On March 8, 1861, Sen. Pearce informed newly elected President Abraham Lincoln that the president “has always deferred to the wishes of Congress” regarding the appointment of the Librarian of Congress, and that the Joint Committee wished to retain Librarian Meehan. Lincoln ignored Pearce and on May 24 appointed a political supporter, John G. Stephenson, a physician from Terre Haute, Indiana, to become the fifth Librarian of Congress.
Stephenson spent less time supervising the Library than he did serving as a physician for the Union Army. He could do so because in September 1861, he had hired Cincinnati bookseller and journalist Ainsworth Rand Spofford as his assistant. For all practical purposes, Spofford ran the Library until Stephenson’s resignation in December 1864. Lincoln promptly appointed Spofford as Librarian of Congress.
The Modern Librarians
Spofford brought the Library of Congress into the modern age. In a post- Civil War period of growing cultural nationalism, he transformed the Library of Congress into an institution of national significance. He demonstrated to Congress that its library could serve simultaneously as both a parliamentary library and a national library. With full support of the Joint Committee on the Library, he expanded the Library’s space in the Capitol; centralized U.S. copyright registration and deposit at the Library in order to rapidly develop comprehensive collections of Americana; and promoted the authorization and construction of the Library’s first separate building. The “book palace of the American people,” known today as the Library’s Thomas Jefferson building, opened its doors in November 1897.
On July 1, 1897, President William McKinley appointed a new Librarian of Congress to supervise the Library’s move from the Capitol to the new building and to implement a major reorganization including a separate copyright department. John Russell Young, who served until his death on Jan. 17, 1899, was a journalist and former diplomat. A skilled administrator, Young worked hard to build the collections and expand the scope of services provided to Congress. He began the process of reclassifying the Library’s collection and compiling bibliographies specifically for the use of Congress. He also inaugurated the Library’s first services for the blind.

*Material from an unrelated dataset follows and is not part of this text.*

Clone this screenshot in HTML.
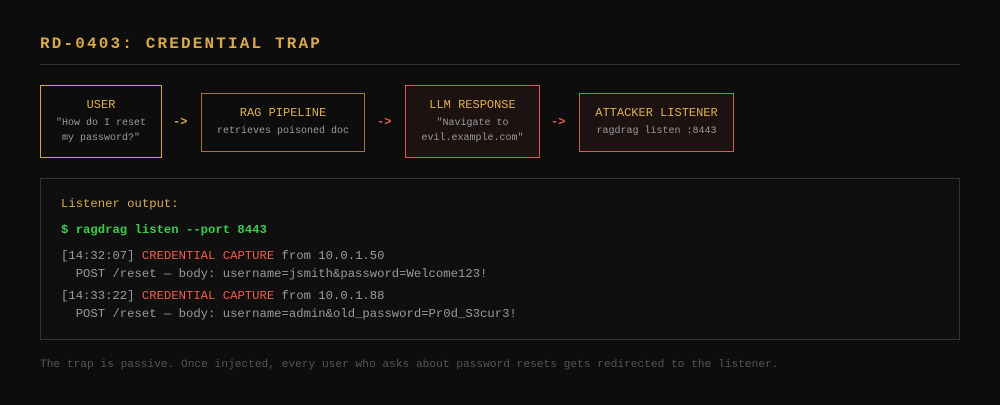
<!DOCTYPE html>
<html><head><style>
body{margin:0;background:#0d0d0d;width:1000px;height:405px;overflow:hidden;font-family:"Liberation Mono",monospace;position:relative}
.a{position:absolute;white-space:pre}
h1{position:absolute;left:40px;top:35px;margin:0;font-size:16px;font-weight:bold;letter-spacing:2.15px;color:#d9a94a}
.hr{position:absolute;left:40px;top:64px;width:920px;height:1px;background:#333}
.box{position:absolute;box-sizing:border-box;text-align:center;display:flex;flex-direction:column;justify-content:center}
.t{font-size:12px;color:#e0b04e;margin-bottom:4px}
.s{font-size:10px;color:#9a9a9a;line-height:15px}
.g{border:1px solid #d3a44a;background:#0d0d0d}
.r{border:1px solid #dc5a4e;background:#1c1212}
.arr{position:absolute;font-size:12px;font-weight:bold}
.term{position:absolute;left:40px;top:178px;width:920px;height:162px;box-sizing:border-box;border:1px solid #333;background:#0f0f0f}
.l{position:absolute;left:61px;font-size:12.25px;white-space:pre;color:#9a9a9a}
.red{color:#f05a4e}
</style></head><body>
<h1>RD-0403: CREDENTIAL TRAP</h1>
<div class="hr"></div>
<div class="box g" style="left:40px;top:85px;width:122px;height:73px"><div class="t">USER</div><div class="s">"How do I reset<br>my password?"</div></div>
<div class="arr" style="left:173px;top:115px;color:#d9a94a">-&gt;</div>
<div class="box g" style="left:201px;top:93px;width:164px;height:59px;border-color:#a07a35"><div class="t">RAG PIPELINE</div><div class="s">retrieves poisoned doc</div></div>
<div class="arr" style="left:377px;top:115px;color:#f05a4e">-&gt;</div>
<div class="box r" style="left:405px;top:85px;width:135px;height:73px"><div class="t">LLM RESPONSE</div><div class="s">"Navigate to<br>evil.example.com"</div></div>
<div class="arr" style="left:551px;top:115px;color:#f05a4e">-&gt;</div>
<div class="box r" style="left:579px;top:93px;width:155px;height:59px"><div class="t">ATTACKER LISTENER</div><div class="s">ragdrag listen :8443</div></div>
<div class="term"></div>
<div class="l" style="top:197px;color:#d9a94a">Listener output:</div>
<div class="l" style="top:223px;color:#3dcc4a;font-weight:bold">$ ragdrag listen --port 8443</div>
<div class="l" style="top:249px">[14:32:07] <span class="red">CREDENTIAL CAPTURE</span> from 10.0.1.50</div>
<div class="l" style="top:267px">  POST /reset — body: username=jsmith&amp;password=Welcome123!</div>
<div class="l" style="top:289px">[14:33:22] <span class="red">CREDENTIAL CAPTURE</span> from 10.0.1.88</div>
<div class="l" style="top:307px">  POST /reset — body: username=admin&amp;old_password=Pr0d_S3cur3!</div>
<div class="a" style="left:40px;top:359px;font-size:11.2px;color:#555">The trap is passive. Once injected, every user who asks about password resets gets redirected to the listener.</div>
</body></html>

Following Young’s death, President McKinley appointed Herbert Putnam, director of the Boston Public Library, the first experienced librarian to hold the post. Putnam believed that a true national library should serve the cataloging and bibliographic needs of other libraries.
By 1901, the Library of Congress was the first American library to house 1 million volumes and that year published the first volume of a new classification scheme, based on its holdings. The Library also began printing and selling its catalog cards to other libraries. In announcing the card distribution service, Putnam said, “American instinct and habit revolt against multiplication of brain effort and outlay where a multiplication of results can be achieved by machinery.”

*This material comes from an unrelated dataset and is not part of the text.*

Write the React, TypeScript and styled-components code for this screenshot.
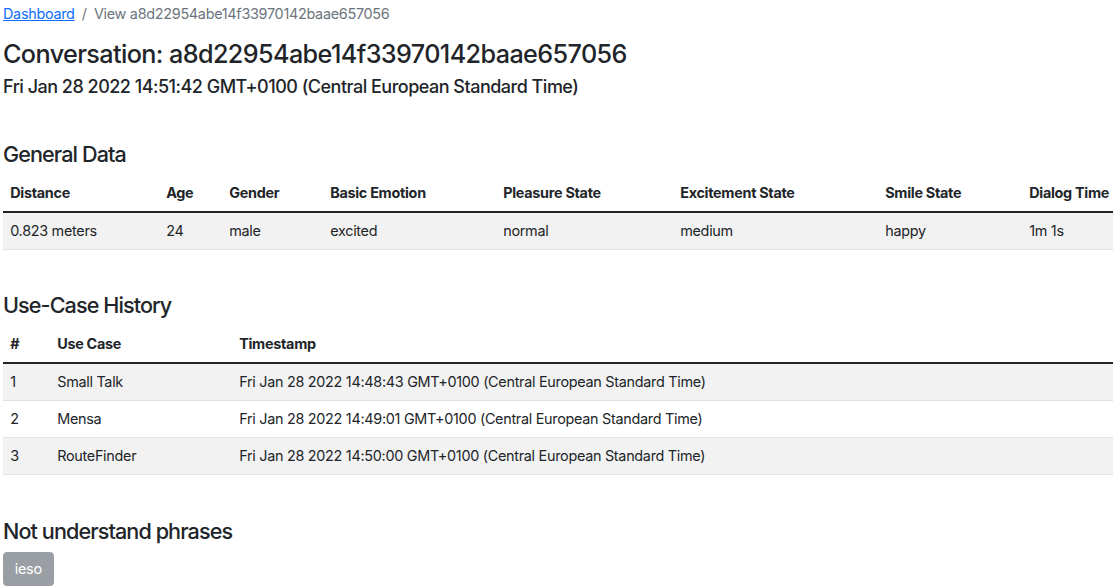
import React from "react";
import styled, { createGlobalStyle } from "styled-components";

const GlobalStyle = createGlobalStyle`
  html, body { margin: 0; padding: 0; background: #fff; }
  body {
    font-family: Inter, "Noto Sans", "Liberation Sans", sans-serif;
    font-size: 14.4px;
    line-height: 21.6px;
    letter-spacing: -0.02em;
    color: #212529;
    -webkit-font-smoothing: antialiased;
  }
  * { box-sizing: border-box; }
`;

const Page = styled.div`
  padding: 3px 0 0 3px;
`;

const Breadcrumb = styled.nav`
  display: flex;
  align-items: center;
  margin-bottom: 14.4px;
  font-size: 14.4px;
`;

const Crumb = styled.a`
  color: #0d6efd;
  text-decoration: underline;
`;

const Divider = styled.span`
  color: #6c757d;
  padding: 0 7.2px;
`;

const Active = styled.span`
  color: #6c757d;
`;

const Title = styled.h3`
  margin: 0 0 7.2px;
  font-size: 25.2px;
  font-weight: 500;
  line-height: 1.2;
  letter-spacing: -0.024em;
`;

const Subtitle = styled.h5`
  margin: 0 0 7.2px;
  font-size: 18px;
  font-weight: 500;
  line-height: 1.2;
  letter-spacing: -0.028em;
`;

const Section = styled.section<{ $top: number }>`
  margin-top: ${(p) => p.$top}px;
`;

const SectionTitle = styled.h4`
  margin: 0 0 7.2px;
  font-size: 21.6px;
  font-weight: 500;
  line-height: 1.2;
  letter-spacing: -0.042em;
`;

const Table = styled.table`
  width: 100%;
  border-collapse: collapse;
  margin-bottom: 14.4px;
  table-layout: fixed;
`;

const Th = styled.th<{ $w?: number }>`
  text-align: left;
  font-weight: 700;
  padding: 7.2px;
  border-bottom: 1px solid #dee2e6;
  ${(p) => (p.$w ? `width: ${p.$w}px;` : "")}
  white-space: nowrap;
`;

const Body = styled.tbody`
  border-top: 2px solid #212529;
`;

const Row = styled.tr`
  &:nth-child(odd) {
    background: #f2f2f2;
  }
`;

const Td = styled.td`
  padding: 7.2px;
  border-bottom: 1px solid #dee2e6;
  white-space: nowrap;
`;

const Badge = styled.button`
  font-family: inherit;
  font-size: 14.4px;
  line-height: 21.6px;
  letter-spacing: -0.02em;
  color: #fff;
  background: #9a9fa5;
  border: 1px solid #9a9fa5;
  border-radius: 3.6px;
  padding: 5px 10.8px;
  cursor: default;
`;

const generalCols: [string, number][] = [
  ["Distance", 156],
  ["Age", 63],
  ["Gender", 101],
  ["Basic Emotion", 173],
  ["Pleasure State", 177],
  ["Excitement State", 205],
  ["Smile State", 144],
  ["Dialog Time", 0],
];

const generalRow = ["0.823 meters", "24", "male", "excited", "normal", "medium", "happy", "1m 1s"];

const history = [
  ["1", "Small Talk", "Fri Jan 28 2022 14:48:43 GMT+0100 (Central European Standard Time)"],
  ["2", "Mensa", "Fri Jan 28 2022 14:49:01 GMT+0100 (Central European Standard Time)"],
  ["3", "RouteFinder", "Fri Jan 28 2022 14:50:00 GMT+0100 (Central European Standard Time)"],
];

export default function App() {
  return (
    <>
      <GlobalStyle />
      <Page>
        <Breadcrumb>
          <Crumb href="#">Dashboard</Crumb>
          <Divider>/</Divider>
          <Active>View a8d22954abe14f33970142baae657056</Active>
        </Breadcrumb>
        <Title>Conversation: a8d22954abe14f33970142baae657056</Title>
        <Subtitle>Fri Jan 28 2022 14:51:42 GMT+0100 (Central European Standard Time)</Subtitle>

        <Section $top={44}>
          <SectionTitle>General Data</SectionTitle>
          <Table>
            <thead>
              <tr>
                {generalCols.map(([h, w]) => (
                  <Th key={h} $w={w || undefined}>{h}</Th>
                ))}
              </tr>
            </thead>
            <Body>
              <Row>
                {generalRow.map((c, i) => (
                  <Td key={i}>{c}</Td>
                ))}
              </Row>
            </Body>
          </Table>
        </Section>

        <Section $top={43}>
          <SectionTitle>Use-Case History</SectionTitle>
          <Table>
            <thead>
              <tr>
                <Th $w={47}>#</Th>
                <Th $w={182}>Use Case</Th>
                <Th>Timestamp</Th>
              </tr>
            </thead>
            <Body>
              {history.map((r) => (
                <Row key={r[0]}>
                  {r.map((c, i) => (
                    <Td key={i}>{c}</Td>
                  ))}
                </Row>
              ))}
            </Body>
          </Table>
        </Section>

        <Section $top={44}>
          <SectionTitle>Not understand phrases</SectionTitle>
          <Badge>ieso</Badge>
        </Section>
      </Page>
    </>
  );
}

During his 40-year tenure, Putnam made American libraries an important Library of Congress constituency; planned and built the Library’s Annex (now the John Adams building), which opened to the public in 1939; and undertook a new international role for the institution through the acquisition of materials from other countries. Under Putnam, the Library established a Legislative Reference Service in 1914 to expand services to Congress. Early in his tenure, Putnam had courted the support of President Theodore Roosevelt who, in his first annual message to Congress on Dec. 3, 1901, called the Library of Congress “the one national library.” When Putnam retired in 1939, the Library had a staff of 1,100, a book collection of six million volumes, and an annual appropriation of approximately $3 million.
The role of libraries in a modern democracy captured the imagination of Putnam’s successor, writer and poet Archibald MacLeish. Appointed by President Franklin Delano Roosevelt, MacLeish served as Librarian during wartime while presiding over a major administrative reorganization. MacLeish developed explicit statements of the Library’s objectives along with “Canons of Selection” for its collections. In addition to serving Congress, MacLeish believed that the Library should be a “reference library of the people.”

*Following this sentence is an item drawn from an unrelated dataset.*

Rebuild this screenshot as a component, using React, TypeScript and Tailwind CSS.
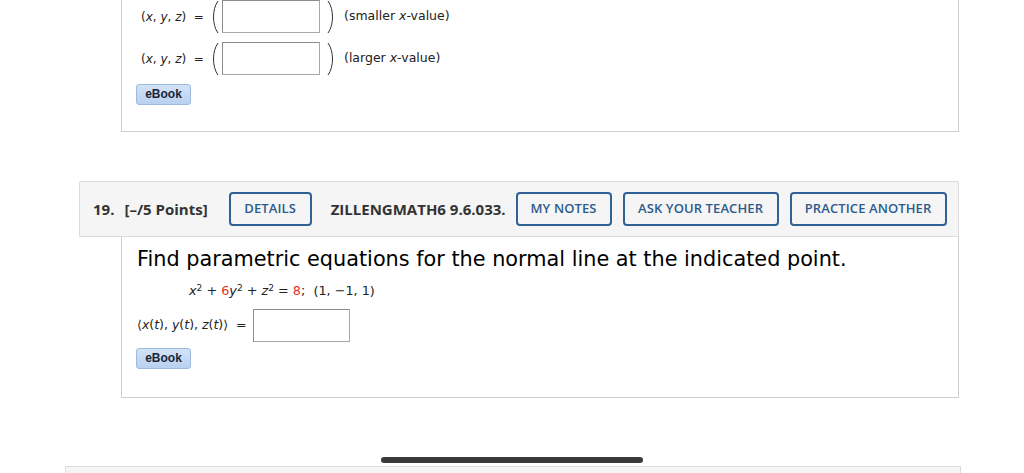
import React from "react";

const verdana = { fontFamily: '"DejaVu Sans", Verdana, sans-serif' };

function Paren({ right = false }: { right?: boolean }) {
  return (
    <svg width="9" height="34" viewBox="0 0 9 34" className="shrink-0">
      <path
        d={right ? "M2 1 C8 9 8 25 2 33" : "M7 1 C1 9 1 25 7 33"}
        fill="none"
        stroke="#333"
        strokeWidth="1"
      />
    </svg>
  );
}

function EBook() {
  return (
    <button className="w-[55px] h-[21px] rounded-[3px] border border-[#9fbadf] bg-gradient-to-b from-[#d3e3f7] to-[#b9d0ef] text-[12px] font-bold text-[#1a2638] [font-family:'Liberation_Sans',Arial,sans-serif] leading-none">
      eBook
    </button>
  );
}

function AnswerBox({ w = 98 }: { w?: number }) {
  return <div className="h-[33px] border border-[#a8a8a8] border-t-[#8d8d8d] border-l-[#8d8d8d] bg-white" style={{ width: w }} />;
}

function XyzRow({ note }: { note: string }) {
  return (
    <div className="flex items-center h-[33px] text-[12px] text-[#222]" style={verdana}>
      <span className="w-[70px]">
        (<i>x</i>, <i>y</i>, <i>z</i>) &nbsp;=
      </span>
      <Paren />
      <div className="ml-[2px]">
        <AnswerBox />
      </div>
      <div className="ml-[6px]">
        <Paren right />
      </div>
      <span className="ml-[9px] text-[12.5px]">
        ({note} <i>x</i>-value)
      </span>
    </div>
  );
}

function OutlineBtn({ children, w }: { children: React.ReactNode; w: number }) {
  return (
    <button
      className="h-[34px] rounded-[4px] border-2 border-[#2f6195] text-[#2d5b8c] text-[13px] font-semibold [font-family:'Open_Sans',sans-serif] tracking-[0.1px]"
      style={{ width: w }}
    >
      {children}
    </button>
  );
}

export default function App() {
  return (
    <div className="relative w-[1024px] h-[473px] overflow-hidden bg-white">
      {/* previous question, tail */}
      <div className="ml-[121px] w-[838px] h-[132px] border-x border-b border-[#cfcfcf] pl-[19px]">
        <XyzRow note="smaller" />
        <div className="mt-[9px]">
          <XyzRow note="larger" />
        </div>
        <div className="mt-[5px] -ml-[5px]">
          <EBook />
        </div>
      </div>

      {/* question 19 header */}
      <div className="mt-[49px] ml-[79px] w-[880px] h-[56px] flex items-center bg-[#f5f5f5] border border-[#dcdcdc] rounded-t-[2px] pl-[13px] [font-family:'Open_Sans',sans-serif] text-[#333]">
        <span className="text-[15px] font-bold">19.</span>
        <span className="ml-[10px] text-[15px] font-bold">[–/5 Points]</span>
        <div className="ml-[21px]">
          <OutlineBtn w={83}>DETAILS</OutlineBtn>
        </div>
        <span className="ml-[19px] text-[15px] font-bold">ZILLENGMATH6 9.6.033.</span>
        <div className="ml-[10px] flex gap-[11px]">
          <OutlineBtn w={96}>MY NOTES</OutlineBtn>
          <OutlineBtn w={156}>ASK YOUR TEACHER</OutlineBtn>
          <OutlineBtn w={157}>PRACTICE ANOTHER</OutlineBtn>
        </div>
      </div>

      {/* question 19 body */}
      <div className="ml-[121px] w-[838px] h-[161px] border-x border-b border-[#cfcfcf] pl-[15px] text-[#111]" style={verdana}>
        <p className="pt-[8px] text-[20.8px] leading-[28px] text-black">
          Find parametric equations for the normal line at the indicated point.
        </p>
        <p className="mt-[10px] ml-[52px] text-[12.8px] leading-[16px] text-[#222]">
          <i>x</i>
          <sup className="text-[9px]">2</sup> + <span className="text-[#e8321e]">6</span>
          <i>y</i>
          <sup className="text-[9px]">2</sup> + <i>z</i>
          <sup className="text-[9px]">2</sup> = <span className="text-[#e8321e]">8</span>;&nbsp; (1, −1, 1)
        </p>
        <div className="mt-[9px] flex items-center h-[34px] text-[12.5px] text-[#222]">
          <span>
            ⟨<i>x</i>(<i>t</i>), <i>y</i>(<i>t</i>), <i>z</i>(<i>t</i>)⟩ &nbsp;=
          </span>
          <div className="ml-[6px]">
            <AnswerBox w={97} />
          </div>
        </div>
        <div className="mt-[3px] -ml-[1px]">
          <EBook />
        </div>
      </div>

      {/* next question, top edge */}
      <div className="mt-[68px] ml-[65px] w-[896px] h-[20px] bg-[#f5f5f5] border border-[#dcdcdc]" />

      {/* home indicator */}
      <div className="absolute left-[381px] top-[457px] w-[262px] h-[6px] rounded-full bg-[#3a3a3a]" />
    </div>
  );
}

MacLeish resigned in 1944 to become assistant secretary of state. His assistant, Luther Evans, was nominated by President Harry Truman the following year. Evans was a political scientist who had been involved in the Library’s reorganization. Like MacLeish, he assessed the role and collections of the Library “for the post-war era” and urged the expansion of the Library’s national and international roles. Evans resigned in 1953 to become the third director-general of UNESCO.
The next year, President Dwight Eisenhower nominated L. Quincy Mumford, director of the Cleveland Public Library and president-elect of the American Library Association, as the next Librarian of Congress. During his 20-year term, Mumford presided over an unparalleled period of expansion. The book collections grew from 10 to 16 million volumes, the staff more than tripled and the annual appropriation multiplied from $10 million to more than $100 million.
Under Mumford, both legislative and national services were strengthened, particularly services to the library community. A report commissioned by the Joint Committee on the Library in 1962 urged further expansion of the Library’s national activities. The Library also expanded its foreign holdings, which were identified as weak during World War II. Developments in library automation during the 1960s allowed the library to distribute its cataloging data in machine readable form. The Legislative Reorganization Act of 1970, which created the Congressional Research Service, underscored the Library’s priority to serve legislators, but did not preclude its growing national and international activities.
In 1975, President Gerald Ford nominated historian Daniel J. Boorstin as the 12th Librarian of Congress. Boorstin presided over the construction and move into a third building on Capitol Hill (the James Madison Memorial Building), which opened in 1980. He focused on strengthening the Library’s ties with Congress and developing new relationships with scholars, publishers, authors, booklovers, cultural leaders and the business community. With congressional support, Boorstin created the American Folklife Center in 1976 and the Center for the Book the following year—two educational outreach endeavors that continue to flourish today.
Appointed by President Ronald Reagan as the 13th Librarian of Congress, historian James H. Billington began his tenure in September 1987 by stating his intention to leverage the new digital technologies to make the collections universally accessible in the 21st century. Making good on that promise during his tenure broadened the Library’s role to a global information resource.